# Exercise task
Collect from the data below each line with "page".

(Data records)

↓

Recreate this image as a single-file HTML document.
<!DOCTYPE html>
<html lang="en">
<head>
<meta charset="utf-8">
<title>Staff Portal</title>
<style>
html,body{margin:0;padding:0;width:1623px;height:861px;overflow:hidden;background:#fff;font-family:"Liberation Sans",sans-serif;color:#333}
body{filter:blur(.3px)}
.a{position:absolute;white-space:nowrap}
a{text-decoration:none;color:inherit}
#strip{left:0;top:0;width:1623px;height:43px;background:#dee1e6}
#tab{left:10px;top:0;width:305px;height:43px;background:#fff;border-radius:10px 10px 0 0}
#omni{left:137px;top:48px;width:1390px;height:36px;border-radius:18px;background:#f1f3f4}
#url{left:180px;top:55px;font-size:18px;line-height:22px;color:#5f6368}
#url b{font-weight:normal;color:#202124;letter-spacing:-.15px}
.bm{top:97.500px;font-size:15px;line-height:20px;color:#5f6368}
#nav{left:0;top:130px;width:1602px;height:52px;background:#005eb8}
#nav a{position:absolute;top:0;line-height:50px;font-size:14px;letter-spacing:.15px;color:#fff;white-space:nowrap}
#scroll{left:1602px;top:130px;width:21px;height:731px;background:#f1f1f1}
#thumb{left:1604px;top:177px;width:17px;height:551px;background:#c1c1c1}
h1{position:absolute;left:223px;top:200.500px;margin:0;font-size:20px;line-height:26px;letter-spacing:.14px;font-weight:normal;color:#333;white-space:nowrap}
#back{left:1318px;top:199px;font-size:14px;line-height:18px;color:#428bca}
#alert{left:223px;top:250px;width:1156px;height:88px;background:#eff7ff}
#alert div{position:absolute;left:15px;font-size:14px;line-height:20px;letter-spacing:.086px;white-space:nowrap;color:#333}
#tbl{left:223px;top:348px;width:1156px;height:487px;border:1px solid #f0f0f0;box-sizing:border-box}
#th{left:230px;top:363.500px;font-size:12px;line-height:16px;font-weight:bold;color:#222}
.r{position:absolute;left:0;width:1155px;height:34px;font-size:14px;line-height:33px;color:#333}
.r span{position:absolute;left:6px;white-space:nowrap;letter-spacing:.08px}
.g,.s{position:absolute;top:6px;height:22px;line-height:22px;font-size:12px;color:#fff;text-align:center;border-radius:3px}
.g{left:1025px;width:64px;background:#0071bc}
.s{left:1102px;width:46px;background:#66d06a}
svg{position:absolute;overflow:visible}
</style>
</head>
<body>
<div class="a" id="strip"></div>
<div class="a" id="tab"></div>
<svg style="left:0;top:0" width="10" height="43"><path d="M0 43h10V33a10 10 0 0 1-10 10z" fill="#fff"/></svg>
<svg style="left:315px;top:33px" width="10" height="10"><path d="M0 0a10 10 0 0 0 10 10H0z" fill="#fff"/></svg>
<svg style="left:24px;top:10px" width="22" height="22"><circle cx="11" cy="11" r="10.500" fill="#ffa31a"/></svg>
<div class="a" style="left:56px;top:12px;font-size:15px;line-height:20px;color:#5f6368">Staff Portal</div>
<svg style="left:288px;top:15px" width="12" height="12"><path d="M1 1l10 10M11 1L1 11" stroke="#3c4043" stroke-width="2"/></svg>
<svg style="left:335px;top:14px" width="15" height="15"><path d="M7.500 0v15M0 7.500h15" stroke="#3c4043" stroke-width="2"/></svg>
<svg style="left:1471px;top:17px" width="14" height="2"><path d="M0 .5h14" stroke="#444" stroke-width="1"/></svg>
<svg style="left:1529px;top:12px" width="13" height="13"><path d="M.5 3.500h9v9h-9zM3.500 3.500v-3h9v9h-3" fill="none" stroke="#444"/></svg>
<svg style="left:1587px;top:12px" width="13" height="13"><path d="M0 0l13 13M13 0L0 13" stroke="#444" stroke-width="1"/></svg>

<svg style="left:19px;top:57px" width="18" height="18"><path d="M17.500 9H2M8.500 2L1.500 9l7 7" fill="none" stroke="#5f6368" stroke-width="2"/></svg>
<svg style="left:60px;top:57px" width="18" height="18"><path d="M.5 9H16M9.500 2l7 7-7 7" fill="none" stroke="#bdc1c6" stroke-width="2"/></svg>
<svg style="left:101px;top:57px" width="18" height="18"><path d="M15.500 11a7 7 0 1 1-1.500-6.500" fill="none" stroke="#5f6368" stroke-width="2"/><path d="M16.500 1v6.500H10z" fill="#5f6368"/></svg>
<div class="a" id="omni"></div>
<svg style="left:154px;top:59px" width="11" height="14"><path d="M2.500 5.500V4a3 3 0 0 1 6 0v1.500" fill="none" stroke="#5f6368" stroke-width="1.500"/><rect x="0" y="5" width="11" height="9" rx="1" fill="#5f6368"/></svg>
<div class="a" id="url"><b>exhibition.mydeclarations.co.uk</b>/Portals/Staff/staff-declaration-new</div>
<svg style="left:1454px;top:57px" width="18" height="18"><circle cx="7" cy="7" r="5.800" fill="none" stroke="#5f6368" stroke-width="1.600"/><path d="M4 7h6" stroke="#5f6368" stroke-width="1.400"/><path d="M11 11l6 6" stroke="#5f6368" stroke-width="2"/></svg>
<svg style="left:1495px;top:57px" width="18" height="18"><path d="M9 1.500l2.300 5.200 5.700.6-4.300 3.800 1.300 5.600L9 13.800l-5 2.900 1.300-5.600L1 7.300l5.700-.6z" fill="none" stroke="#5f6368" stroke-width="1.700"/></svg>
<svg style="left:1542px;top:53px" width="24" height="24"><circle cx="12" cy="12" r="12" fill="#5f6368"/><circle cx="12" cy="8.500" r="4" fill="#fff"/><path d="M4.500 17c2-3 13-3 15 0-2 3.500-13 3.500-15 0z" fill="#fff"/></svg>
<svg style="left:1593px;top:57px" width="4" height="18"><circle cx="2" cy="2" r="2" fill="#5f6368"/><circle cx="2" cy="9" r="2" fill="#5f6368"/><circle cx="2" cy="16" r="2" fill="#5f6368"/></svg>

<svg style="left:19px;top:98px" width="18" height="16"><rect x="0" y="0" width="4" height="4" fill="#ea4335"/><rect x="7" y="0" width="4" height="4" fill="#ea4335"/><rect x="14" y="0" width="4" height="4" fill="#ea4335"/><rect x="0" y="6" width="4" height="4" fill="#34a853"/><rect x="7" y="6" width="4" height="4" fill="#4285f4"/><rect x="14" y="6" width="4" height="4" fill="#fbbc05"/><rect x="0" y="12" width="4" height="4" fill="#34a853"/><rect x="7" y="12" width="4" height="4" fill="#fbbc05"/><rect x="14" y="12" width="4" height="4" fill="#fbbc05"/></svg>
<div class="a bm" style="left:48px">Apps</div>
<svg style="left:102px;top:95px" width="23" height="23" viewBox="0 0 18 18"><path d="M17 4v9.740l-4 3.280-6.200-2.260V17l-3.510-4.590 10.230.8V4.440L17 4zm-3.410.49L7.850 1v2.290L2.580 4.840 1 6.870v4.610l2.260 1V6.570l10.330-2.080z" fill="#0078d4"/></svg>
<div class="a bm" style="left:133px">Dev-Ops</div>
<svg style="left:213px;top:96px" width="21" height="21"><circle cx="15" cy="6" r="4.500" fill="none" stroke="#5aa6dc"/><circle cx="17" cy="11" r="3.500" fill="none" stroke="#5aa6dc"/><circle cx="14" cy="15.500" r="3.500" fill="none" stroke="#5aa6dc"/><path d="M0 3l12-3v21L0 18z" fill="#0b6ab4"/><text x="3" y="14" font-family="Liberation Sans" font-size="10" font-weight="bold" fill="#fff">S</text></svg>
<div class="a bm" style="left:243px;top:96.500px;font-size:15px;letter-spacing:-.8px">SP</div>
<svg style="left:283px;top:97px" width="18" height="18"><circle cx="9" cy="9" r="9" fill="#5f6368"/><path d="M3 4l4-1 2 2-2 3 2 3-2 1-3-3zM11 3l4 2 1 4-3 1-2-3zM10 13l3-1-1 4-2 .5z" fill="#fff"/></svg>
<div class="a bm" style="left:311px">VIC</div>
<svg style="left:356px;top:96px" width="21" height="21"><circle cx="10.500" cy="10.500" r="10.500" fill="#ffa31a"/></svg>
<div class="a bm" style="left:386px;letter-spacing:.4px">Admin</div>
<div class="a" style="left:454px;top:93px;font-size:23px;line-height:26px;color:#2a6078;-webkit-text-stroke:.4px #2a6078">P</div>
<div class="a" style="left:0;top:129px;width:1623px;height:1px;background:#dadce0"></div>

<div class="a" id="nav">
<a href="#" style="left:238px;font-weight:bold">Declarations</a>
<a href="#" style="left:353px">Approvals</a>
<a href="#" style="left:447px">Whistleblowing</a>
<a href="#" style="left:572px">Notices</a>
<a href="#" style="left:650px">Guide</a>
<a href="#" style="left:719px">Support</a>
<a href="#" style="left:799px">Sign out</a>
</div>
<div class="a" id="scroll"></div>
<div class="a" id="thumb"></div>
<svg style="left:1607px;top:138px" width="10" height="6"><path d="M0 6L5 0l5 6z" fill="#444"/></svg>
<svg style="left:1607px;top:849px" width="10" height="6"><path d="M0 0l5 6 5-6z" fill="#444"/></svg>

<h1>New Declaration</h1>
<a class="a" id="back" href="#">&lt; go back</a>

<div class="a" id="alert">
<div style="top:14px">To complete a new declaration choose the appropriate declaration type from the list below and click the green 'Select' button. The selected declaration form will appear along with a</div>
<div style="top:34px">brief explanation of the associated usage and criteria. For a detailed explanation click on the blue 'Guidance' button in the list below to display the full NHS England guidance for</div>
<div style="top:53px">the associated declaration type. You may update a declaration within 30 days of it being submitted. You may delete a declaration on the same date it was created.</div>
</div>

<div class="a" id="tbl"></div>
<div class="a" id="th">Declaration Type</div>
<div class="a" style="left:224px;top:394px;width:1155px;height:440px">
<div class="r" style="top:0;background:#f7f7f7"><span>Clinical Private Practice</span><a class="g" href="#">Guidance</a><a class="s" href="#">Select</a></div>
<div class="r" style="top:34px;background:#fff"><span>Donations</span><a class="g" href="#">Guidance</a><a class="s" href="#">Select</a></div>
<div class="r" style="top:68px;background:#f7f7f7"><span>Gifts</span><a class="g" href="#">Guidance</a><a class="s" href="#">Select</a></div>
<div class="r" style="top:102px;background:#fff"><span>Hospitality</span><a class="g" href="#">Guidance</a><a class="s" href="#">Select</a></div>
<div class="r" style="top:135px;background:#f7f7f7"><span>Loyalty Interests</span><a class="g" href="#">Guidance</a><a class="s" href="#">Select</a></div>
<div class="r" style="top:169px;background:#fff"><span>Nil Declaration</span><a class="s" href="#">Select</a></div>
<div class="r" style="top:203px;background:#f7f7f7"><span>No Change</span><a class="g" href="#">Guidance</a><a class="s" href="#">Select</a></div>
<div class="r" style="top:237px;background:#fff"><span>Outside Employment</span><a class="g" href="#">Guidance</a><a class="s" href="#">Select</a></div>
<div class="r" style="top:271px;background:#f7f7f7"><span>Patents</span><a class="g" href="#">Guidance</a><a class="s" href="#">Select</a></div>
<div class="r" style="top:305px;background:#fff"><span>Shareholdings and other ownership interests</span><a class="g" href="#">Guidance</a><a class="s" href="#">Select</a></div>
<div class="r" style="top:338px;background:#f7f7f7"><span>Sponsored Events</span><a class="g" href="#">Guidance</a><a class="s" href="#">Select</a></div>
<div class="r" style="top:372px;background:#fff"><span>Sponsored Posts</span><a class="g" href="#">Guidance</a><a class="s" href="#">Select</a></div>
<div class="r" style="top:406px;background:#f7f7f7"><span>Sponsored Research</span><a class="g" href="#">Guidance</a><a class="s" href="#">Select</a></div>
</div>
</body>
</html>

↑
↓

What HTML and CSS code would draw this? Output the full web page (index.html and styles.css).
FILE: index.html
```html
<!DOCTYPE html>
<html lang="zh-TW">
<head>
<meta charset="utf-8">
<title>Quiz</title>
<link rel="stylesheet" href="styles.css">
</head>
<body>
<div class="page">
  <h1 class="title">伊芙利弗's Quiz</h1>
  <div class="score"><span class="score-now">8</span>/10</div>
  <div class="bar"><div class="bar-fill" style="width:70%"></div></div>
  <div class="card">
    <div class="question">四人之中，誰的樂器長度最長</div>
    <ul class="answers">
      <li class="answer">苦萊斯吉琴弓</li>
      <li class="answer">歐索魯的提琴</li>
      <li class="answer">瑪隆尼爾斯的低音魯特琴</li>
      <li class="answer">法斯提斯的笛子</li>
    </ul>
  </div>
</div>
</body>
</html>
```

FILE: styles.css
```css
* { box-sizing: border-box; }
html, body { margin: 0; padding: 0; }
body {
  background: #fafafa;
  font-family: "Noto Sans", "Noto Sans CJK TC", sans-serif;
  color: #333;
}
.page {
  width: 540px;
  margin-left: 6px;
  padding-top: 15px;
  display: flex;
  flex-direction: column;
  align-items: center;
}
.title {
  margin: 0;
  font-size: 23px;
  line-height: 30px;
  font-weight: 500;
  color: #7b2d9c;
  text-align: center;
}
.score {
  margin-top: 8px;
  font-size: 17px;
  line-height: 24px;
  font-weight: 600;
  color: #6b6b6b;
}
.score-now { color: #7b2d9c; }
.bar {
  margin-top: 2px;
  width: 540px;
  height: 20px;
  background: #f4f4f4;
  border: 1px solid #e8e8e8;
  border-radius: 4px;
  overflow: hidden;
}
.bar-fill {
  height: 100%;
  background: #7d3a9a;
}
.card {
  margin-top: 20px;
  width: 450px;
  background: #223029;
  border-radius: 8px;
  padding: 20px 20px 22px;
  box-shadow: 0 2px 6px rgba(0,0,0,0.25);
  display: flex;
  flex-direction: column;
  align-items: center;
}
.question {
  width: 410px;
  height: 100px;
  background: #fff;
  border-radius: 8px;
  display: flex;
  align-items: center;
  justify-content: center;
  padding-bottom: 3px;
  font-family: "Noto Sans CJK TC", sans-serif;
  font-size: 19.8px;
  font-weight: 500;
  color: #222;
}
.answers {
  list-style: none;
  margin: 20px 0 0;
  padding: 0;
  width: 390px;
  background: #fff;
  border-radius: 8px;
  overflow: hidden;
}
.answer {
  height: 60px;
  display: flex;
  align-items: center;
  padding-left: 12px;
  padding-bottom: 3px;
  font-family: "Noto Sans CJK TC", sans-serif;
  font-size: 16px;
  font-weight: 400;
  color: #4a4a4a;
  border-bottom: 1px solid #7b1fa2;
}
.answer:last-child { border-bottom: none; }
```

↑

# The answer
What HTML and CSS code would draw this? Output the full web page (index.html and styles.css).
<div class="page">
.page {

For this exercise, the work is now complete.